[MATERIAL SUPPLIED start]

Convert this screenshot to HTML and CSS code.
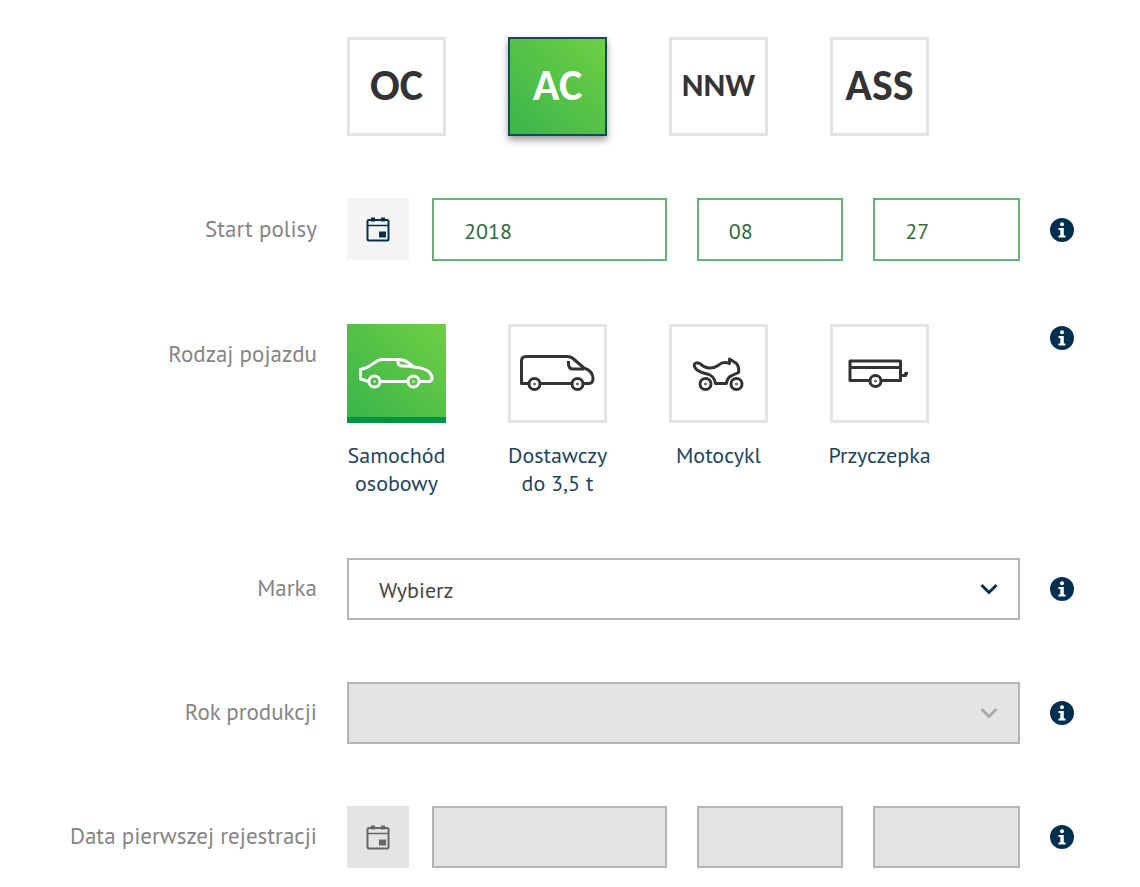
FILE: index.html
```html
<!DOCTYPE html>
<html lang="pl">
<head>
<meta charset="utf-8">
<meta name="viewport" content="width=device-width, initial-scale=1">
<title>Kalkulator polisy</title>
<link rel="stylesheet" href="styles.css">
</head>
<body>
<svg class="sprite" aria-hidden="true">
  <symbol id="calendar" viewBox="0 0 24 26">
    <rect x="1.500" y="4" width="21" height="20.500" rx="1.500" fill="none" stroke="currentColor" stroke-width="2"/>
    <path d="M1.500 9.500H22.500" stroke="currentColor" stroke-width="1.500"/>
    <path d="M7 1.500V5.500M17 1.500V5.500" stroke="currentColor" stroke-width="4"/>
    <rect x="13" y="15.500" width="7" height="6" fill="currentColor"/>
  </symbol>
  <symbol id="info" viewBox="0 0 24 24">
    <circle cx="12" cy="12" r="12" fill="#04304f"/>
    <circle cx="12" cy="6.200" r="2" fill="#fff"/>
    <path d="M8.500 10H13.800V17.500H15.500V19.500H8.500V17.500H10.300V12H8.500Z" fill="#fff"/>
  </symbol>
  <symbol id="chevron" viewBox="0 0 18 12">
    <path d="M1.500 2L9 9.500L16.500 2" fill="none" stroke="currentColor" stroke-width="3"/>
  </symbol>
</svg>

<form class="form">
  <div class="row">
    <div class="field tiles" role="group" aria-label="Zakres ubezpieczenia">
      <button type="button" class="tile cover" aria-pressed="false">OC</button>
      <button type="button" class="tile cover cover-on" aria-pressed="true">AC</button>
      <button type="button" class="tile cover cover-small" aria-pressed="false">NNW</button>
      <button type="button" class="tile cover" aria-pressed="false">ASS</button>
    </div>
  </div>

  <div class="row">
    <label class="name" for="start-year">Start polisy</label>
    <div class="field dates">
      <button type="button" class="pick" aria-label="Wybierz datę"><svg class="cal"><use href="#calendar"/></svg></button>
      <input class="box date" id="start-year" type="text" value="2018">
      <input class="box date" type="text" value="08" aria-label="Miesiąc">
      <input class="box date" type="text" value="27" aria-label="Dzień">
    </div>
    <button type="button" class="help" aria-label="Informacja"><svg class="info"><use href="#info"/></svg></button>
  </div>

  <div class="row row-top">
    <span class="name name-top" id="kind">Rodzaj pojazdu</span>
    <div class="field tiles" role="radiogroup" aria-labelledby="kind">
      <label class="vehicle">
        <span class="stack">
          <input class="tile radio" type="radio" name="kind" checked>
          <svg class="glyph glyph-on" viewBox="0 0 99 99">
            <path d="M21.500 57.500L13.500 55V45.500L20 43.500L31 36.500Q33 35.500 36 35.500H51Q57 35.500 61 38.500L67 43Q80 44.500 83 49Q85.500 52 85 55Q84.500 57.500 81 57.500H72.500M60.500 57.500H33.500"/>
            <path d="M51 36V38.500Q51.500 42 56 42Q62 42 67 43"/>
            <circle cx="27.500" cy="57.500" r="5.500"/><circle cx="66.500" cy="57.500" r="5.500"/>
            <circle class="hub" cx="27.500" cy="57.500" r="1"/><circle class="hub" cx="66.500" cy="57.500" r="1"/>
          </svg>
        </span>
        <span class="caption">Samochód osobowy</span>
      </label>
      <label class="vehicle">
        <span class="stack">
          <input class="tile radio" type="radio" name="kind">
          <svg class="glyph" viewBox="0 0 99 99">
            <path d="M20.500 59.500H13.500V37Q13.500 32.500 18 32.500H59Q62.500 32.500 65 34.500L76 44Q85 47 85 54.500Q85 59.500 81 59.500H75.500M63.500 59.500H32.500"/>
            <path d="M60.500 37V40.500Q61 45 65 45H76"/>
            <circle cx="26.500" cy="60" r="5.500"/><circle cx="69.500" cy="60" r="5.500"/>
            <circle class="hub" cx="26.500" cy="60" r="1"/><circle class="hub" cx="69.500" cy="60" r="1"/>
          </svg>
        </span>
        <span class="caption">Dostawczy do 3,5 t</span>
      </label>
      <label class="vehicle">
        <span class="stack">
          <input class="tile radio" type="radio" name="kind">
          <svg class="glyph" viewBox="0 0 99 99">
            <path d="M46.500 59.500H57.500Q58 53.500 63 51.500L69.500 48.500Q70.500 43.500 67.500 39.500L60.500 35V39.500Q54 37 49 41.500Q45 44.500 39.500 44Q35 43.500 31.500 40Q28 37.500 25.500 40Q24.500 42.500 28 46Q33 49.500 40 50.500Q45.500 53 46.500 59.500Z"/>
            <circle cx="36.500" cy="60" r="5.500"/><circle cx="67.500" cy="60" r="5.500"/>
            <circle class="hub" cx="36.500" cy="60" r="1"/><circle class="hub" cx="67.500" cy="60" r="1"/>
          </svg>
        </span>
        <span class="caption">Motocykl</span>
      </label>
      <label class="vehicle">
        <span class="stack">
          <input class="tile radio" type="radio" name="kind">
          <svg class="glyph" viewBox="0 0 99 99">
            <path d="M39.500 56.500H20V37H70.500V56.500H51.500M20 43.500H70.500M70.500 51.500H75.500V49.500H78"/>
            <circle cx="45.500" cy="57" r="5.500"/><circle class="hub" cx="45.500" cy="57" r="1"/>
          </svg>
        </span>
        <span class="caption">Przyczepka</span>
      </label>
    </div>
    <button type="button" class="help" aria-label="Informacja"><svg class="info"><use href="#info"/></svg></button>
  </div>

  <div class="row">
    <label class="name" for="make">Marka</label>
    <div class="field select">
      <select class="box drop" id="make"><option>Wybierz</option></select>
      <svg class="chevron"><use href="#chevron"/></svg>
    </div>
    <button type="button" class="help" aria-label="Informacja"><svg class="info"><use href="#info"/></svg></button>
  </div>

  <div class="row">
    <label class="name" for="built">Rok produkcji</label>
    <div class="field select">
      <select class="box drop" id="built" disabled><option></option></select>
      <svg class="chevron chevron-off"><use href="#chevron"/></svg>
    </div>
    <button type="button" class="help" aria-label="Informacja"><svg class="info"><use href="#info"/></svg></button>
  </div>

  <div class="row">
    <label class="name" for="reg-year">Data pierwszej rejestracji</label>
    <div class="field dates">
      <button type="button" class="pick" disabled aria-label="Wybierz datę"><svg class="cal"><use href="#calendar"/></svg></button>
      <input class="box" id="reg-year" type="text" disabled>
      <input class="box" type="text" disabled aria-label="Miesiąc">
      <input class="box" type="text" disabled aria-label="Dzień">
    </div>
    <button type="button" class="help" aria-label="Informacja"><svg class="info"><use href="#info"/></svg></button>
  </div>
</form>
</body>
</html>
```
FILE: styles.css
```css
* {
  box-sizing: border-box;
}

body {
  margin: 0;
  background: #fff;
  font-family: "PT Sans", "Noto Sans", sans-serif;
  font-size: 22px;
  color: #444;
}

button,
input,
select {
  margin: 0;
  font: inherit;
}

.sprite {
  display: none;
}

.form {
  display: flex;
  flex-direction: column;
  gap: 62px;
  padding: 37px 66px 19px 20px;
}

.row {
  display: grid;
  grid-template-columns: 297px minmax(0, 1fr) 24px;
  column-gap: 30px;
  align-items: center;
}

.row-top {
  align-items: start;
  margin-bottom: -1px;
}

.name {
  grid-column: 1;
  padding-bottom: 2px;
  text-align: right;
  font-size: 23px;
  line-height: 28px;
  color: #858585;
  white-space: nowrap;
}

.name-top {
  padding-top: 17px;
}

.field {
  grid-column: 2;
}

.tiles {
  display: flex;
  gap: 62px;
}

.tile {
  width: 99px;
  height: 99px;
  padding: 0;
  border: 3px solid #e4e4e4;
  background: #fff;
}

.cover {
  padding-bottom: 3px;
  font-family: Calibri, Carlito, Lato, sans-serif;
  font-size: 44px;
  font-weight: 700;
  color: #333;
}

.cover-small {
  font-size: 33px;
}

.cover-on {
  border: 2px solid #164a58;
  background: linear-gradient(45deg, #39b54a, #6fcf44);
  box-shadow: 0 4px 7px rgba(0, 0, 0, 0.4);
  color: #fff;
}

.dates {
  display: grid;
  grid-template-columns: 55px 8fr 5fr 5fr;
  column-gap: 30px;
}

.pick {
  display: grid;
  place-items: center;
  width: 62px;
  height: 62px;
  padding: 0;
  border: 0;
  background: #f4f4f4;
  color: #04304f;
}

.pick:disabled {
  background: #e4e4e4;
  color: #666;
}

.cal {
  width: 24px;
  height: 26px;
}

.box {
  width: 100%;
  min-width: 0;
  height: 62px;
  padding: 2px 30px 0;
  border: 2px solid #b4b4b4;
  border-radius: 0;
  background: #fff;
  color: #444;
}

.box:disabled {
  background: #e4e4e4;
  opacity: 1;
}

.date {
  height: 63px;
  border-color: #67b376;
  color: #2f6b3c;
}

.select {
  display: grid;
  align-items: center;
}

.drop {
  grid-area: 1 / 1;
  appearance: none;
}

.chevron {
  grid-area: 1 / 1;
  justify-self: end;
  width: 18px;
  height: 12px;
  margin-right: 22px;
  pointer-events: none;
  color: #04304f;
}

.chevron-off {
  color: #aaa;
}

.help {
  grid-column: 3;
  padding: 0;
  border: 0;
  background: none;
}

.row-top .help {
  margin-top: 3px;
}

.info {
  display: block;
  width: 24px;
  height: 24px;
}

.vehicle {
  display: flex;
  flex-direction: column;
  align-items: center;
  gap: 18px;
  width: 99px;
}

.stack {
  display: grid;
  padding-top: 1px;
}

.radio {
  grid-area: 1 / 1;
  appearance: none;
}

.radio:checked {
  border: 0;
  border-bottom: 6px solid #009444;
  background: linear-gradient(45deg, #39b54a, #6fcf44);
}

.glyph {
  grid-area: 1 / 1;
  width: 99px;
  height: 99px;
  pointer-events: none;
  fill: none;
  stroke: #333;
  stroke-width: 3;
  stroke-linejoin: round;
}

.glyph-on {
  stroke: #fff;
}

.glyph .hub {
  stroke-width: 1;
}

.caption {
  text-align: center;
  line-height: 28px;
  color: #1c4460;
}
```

[MATERIAL SUPPLIED end]
[MATERIAL SUPPLIED start]

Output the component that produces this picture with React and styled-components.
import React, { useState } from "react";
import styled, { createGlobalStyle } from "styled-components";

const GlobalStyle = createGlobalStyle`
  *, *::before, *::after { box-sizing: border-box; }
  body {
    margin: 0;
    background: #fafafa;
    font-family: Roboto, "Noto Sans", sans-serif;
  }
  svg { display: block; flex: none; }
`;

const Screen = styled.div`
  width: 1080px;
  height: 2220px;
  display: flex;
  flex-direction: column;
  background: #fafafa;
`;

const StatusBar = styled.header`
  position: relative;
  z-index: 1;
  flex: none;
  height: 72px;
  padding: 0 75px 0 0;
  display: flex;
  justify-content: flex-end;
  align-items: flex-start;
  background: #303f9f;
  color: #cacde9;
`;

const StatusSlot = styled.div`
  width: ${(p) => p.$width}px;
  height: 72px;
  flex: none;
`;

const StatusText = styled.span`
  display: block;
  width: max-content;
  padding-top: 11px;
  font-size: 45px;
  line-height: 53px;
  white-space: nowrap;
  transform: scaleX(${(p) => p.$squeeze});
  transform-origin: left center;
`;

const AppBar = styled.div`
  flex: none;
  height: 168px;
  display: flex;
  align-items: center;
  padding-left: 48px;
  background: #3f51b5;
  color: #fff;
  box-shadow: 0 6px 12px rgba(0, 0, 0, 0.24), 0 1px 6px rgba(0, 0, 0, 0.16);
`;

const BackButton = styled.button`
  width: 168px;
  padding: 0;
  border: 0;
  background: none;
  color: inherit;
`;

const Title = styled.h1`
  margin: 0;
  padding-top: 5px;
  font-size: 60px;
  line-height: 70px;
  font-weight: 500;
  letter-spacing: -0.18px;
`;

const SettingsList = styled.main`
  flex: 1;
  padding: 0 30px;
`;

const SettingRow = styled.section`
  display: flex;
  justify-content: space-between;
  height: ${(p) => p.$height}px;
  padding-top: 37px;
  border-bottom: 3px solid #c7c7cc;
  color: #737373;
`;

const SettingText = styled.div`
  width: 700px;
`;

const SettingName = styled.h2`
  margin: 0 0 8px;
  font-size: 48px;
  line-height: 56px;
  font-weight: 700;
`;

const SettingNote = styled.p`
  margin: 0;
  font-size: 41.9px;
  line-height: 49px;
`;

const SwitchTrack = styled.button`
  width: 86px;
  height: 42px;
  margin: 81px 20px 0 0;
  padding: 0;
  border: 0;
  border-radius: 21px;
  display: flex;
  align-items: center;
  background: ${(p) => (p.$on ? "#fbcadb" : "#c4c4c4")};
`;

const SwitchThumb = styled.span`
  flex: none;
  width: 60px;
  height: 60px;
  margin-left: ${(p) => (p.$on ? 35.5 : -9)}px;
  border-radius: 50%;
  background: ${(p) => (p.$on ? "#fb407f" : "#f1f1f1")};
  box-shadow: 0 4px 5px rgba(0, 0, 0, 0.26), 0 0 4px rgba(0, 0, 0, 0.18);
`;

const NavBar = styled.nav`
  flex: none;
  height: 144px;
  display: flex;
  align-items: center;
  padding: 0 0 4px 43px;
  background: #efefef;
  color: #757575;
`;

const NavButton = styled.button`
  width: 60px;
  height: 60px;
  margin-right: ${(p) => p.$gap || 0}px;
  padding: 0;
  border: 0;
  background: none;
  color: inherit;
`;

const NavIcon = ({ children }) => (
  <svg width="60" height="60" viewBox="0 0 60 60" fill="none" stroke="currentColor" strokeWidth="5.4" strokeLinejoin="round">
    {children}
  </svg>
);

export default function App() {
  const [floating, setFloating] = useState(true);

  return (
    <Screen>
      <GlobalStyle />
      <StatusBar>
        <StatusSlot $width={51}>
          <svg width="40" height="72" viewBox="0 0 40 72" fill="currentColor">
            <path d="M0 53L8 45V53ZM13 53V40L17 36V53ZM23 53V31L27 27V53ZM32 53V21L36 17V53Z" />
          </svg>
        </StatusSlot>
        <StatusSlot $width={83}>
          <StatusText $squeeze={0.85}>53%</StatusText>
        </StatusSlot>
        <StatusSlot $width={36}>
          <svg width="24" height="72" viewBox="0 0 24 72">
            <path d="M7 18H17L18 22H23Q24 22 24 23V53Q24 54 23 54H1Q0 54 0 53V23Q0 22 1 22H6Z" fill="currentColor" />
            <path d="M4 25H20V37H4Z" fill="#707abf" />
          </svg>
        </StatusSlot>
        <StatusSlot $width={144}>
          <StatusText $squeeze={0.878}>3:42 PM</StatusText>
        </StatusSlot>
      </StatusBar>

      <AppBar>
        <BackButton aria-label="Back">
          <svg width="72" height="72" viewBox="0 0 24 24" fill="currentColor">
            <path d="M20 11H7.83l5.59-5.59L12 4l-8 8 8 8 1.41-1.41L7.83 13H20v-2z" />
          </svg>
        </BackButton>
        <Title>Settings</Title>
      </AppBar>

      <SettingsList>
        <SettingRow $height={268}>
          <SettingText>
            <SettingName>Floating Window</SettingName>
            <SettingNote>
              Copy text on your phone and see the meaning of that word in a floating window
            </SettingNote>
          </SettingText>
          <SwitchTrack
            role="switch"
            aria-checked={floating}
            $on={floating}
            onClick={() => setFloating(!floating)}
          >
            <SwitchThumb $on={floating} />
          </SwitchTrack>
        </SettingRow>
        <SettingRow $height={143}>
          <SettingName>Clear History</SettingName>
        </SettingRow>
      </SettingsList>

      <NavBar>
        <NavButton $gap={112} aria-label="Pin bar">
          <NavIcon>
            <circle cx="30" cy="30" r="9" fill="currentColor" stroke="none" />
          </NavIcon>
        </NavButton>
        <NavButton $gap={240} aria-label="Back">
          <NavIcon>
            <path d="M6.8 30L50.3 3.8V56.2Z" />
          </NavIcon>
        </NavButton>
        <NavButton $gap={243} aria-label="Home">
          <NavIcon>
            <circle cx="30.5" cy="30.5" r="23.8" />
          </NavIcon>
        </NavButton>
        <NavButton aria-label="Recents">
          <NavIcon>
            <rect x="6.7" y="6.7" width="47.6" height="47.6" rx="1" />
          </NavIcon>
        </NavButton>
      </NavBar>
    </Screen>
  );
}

[MATERIAL SUPPLIED end]
[MATERIAL SUPPLIED start]

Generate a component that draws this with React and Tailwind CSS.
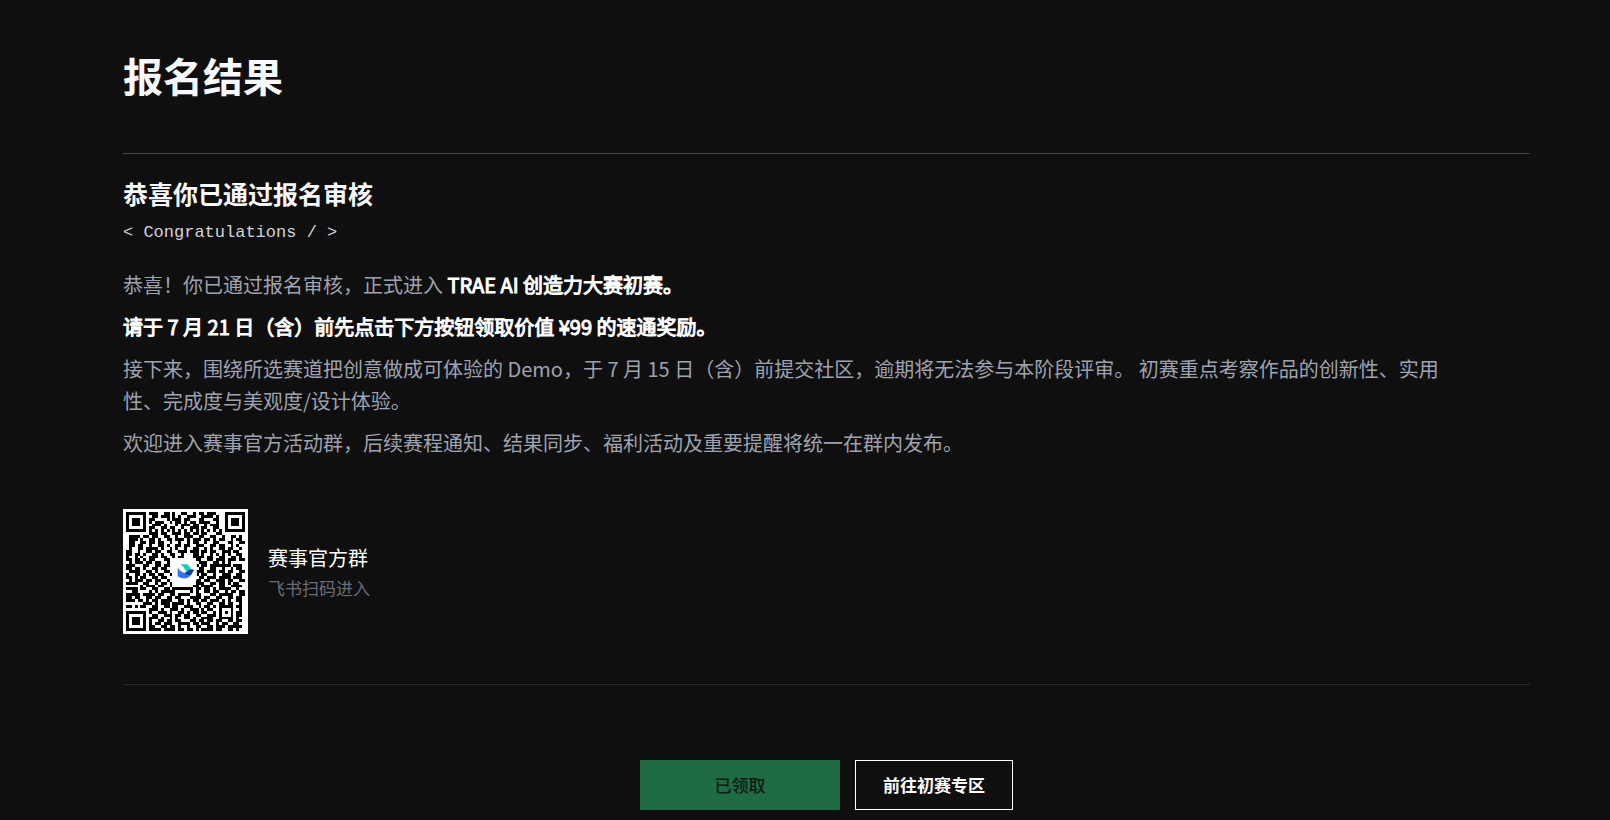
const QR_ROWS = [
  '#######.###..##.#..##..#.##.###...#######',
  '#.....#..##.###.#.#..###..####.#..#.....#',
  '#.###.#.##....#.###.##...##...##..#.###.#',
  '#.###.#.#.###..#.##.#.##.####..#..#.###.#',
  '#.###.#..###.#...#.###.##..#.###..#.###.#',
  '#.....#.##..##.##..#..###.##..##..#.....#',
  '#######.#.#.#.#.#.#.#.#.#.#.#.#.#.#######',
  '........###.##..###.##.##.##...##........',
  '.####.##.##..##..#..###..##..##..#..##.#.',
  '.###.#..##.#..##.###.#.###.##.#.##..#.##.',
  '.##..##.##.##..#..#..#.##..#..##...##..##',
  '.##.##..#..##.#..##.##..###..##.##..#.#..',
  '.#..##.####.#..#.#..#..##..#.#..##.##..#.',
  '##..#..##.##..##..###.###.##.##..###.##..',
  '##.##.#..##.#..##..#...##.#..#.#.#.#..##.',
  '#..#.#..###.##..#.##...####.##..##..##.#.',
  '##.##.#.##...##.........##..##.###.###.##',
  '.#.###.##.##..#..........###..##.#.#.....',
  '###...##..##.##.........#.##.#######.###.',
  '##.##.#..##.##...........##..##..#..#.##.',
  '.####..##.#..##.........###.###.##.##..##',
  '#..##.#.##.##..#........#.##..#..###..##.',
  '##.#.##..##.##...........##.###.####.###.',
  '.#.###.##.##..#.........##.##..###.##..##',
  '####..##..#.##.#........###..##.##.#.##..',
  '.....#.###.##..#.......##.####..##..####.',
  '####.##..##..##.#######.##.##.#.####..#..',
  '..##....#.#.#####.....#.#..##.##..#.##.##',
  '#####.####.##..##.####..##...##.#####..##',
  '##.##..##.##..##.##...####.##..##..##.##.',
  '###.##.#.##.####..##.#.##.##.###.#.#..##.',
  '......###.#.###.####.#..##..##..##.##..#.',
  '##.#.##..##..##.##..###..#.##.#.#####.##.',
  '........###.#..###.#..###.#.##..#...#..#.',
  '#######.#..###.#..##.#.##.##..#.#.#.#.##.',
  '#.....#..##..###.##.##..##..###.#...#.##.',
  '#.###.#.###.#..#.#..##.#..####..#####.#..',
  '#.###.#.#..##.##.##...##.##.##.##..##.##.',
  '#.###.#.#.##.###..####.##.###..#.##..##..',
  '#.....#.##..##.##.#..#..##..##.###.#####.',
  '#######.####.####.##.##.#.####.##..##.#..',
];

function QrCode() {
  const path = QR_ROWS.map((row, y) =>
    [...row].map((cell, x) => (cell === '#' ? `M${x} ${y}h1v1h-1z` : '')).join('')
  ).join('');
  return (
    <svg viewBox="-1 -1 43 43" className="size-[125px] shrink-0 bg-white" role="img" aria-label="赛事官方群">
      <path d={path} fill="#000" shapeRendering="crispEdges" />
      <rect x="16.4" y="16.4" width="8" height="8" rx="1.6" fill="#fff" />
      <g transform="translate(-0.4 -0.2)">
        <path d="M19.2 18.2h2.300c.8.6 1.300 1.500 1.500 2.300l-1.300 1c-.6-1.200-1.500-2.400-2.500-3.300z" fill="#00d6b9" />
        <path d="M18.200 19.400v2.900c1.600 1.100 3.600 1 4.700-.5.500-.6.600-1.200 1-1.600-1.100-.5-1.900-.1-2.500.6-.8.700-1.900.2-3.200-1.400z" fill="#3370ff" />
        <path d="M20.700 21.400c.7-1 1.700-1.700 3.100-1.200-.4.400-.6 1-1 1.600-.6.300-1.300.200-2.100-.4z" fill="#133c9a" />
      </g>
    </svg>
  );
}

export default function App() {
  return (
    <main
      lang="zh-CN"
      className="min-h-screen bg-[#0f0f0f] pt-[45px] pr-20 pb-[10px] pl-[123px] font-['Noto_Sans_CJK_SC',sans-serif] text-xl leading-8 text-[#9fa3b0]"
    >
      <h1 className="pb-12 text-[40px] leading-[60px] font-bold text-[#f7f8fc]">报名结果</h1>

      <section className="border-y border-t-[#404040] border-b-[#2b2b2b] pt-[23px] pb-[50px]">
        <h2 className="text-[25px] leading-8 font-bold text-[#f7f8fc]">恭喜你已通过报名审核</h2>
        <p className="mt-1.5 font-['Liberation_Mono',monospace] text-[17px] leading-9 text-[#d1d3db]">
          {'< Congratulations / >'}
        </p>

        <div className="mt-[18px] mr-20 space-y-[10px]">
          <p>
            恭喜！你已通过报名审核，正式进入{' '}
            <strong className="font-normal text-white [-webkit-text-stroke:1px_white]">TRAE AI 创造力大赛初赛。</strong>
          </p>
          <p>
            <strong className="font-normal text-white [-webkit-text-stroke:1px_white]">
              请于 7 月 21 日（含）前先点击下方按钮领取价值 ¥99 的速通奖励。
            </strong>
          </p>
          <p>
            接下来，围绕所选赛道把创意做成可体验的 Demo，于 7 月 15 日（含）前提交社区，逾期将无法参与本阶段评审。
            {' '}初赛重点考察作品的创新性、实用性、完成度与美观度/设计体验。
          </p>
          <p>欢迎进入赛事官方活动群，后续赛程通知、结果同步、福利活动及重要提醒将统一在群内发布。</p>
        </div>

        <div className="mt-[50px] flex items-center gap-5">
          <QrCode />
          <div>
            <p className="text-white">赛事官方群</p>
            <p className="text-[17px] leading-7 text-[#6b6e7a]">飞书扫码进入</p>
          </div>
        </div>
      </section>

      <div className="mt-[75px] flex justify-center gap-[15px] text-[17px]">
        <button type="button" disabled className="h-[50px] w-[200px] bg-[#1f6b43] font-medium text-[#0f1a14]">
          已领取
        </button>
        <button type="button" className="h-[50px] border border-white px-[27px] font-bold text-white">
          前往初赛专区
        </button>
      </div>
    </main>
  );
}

[MATERIAL SUPPLIED end]

* [WHAT YOU NEED TO DO] In the entries above, locate every line with the word "components" and copy it.

* [ANSWER TO THIS PROBLEM]
Output the component that produces this picture with React and styled-components.
import styled, { createGlobalStyle } from "styled-components";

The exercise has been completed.